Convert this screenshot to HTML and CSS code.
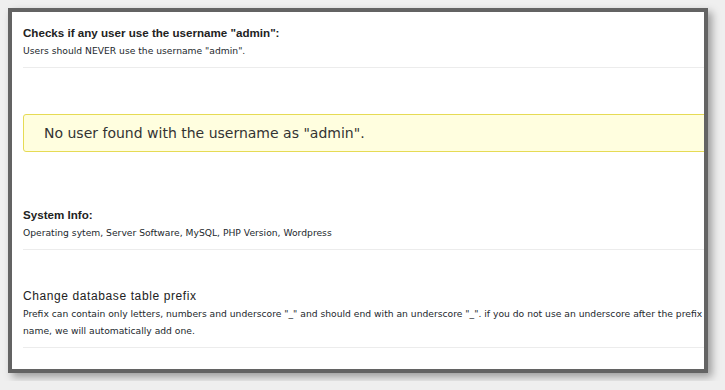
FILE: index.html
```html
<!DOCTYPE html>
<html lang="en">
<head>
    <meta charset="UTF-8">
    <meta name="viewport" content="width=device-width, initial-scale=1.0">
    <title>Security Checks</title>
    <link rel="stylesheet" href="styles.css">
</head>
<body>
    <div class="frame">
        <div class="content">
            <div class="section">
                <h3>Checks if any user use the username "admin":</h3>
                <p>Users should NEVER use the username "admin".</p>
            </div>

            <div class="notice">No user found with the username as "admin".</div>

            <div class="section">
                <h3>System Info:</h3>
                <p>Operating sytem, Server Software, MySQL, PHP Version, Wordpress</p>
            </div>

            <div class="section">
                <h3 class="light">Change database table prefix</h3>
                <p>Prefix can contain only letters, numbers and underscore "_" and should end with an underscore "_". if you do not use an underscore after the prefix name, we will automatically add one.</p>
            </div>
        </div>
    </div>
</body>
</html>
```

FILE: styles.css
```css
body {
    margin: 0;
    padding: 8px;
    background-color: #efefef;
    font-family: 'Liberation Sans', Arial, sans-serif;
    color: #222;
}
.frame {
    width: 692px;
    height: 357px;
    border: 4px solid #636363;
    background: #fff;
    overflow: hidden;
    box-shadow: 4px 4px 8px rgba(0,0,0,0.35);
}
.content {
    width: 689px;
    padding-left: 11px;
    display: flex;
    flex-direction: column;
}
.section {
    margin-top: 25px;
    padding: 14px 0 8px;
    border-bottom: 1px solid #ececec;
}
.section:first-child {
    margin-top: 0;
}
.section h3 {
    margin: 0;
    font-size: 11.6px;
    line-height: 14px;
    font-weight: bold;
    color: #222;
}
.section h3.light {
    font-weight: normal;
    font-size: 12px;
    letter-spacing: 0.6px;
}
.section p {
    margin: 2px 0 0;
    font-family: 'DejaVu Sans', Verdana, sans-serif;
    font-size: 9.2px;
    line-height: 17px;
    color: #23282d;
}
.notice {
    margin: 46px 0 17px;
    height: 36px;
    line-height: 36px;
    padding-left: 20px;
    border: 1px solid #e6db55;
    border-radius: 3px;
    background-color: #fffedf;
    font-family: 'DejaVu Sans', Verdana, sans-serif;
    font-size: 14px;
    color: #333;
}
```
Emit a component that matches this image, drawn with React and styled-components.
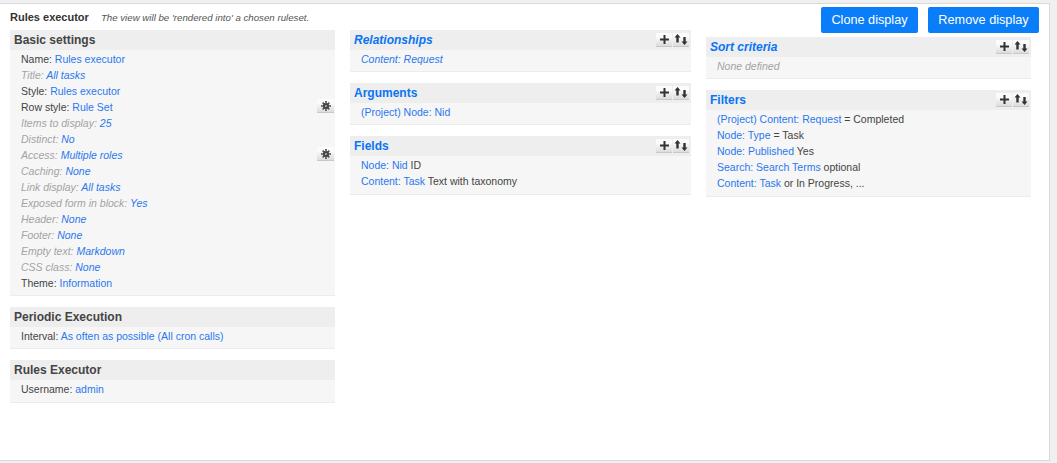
★ ★ ★ ★ ★
Required work => Will you set down the records word for word while leaving out every picture?

Finished task =>
Convert this screenshot to HTML and CSS code.
FILE: index.html
```html
<!DOCTYPE html>
<html lang="en">
<head>
    <meta charset="UTF-8">
    <meta name="viewport" content="width=device-width, initial-scale=1.0">
    <title>Security Checks</title>
    <link rel="stylesheet" href="styles.css">
</head>
<body>
    <div class="frame">
        <div class="content">
            <div class="section">
                <h3>Checks if any user use the username "admin":</h3>
                <p>Users should NEVER use the username "admin".</p>
            </div>

            <div class="notice">No user found with the username as "admin".</div>

            <div class="section">
                <h3>System Info:</h3>
                <p>Operating sytem, Server Software, MySQL, PHP Version, Wordpress</p>
            </div>

            <div class="section">
                <h3 class="light">Change database table prefix</h3>
                <p>Prefix can contain only letters, numbers and underscore "_" and should end with an underscore "_". if you do not use an underscore after the prefix name, we will automatically add one.</p>
            </div>
        </div>
    </div>
</body>
</html>
```

FILE: styles.css
```css
body {
    margin: 0;
    padding: 8px;
    background-color: #efefef;
    font-family: 'Liberation Sans', Arial, sans-serif;
    color: #222;
}
.frame {
    width: 692px;
    height: 357px;
    border: 4px solid #636363;
    background: #fff;
    overflow: hidden;
    box-shadow: 4px 4px 8px rgba(0,0,0,0.35);
}
.content {
    width: 689px;
    padding-left: 11px;
    display: flex;
    flex-direction: column;
}
.section {
    margin-top: 25px;
    padding: 14px 0 8px;
    border-bottom: 1px solid #ececec;
}
.section:first-child {
    margin-top: 0;
}
.section h3 {
    margin: 0;
    font-size: 11.6px;
    line-height: 14px;
    font-weight: bold;
    color: #222;
}
.section h3.light {
    font-weight: normal;
    font-size: 12px;
    letter-spacing: 0.6px;
}
.section p {
    margin: 2px 0 0;
    font-family: 'DejaVu Sans', Verdana, sans-serif;
    font-size: 9.2px;
    line-height: 17px;
    color: #23282d;
}
.notice {
    margin: 46px 0 17px;
    height: 36px;
    line-height: 36px;
    padding-left: 20px;
    border: 1px solid #e6db55;
    border-radius: 3px;
    background-color: #fffedf;
    font-family: 'DejaVu Sans', Verdana, sans-serif;
    font-size: 14px;
    color: #333;
}
```
Emit a component that matches this image, drawn with React and styled-components.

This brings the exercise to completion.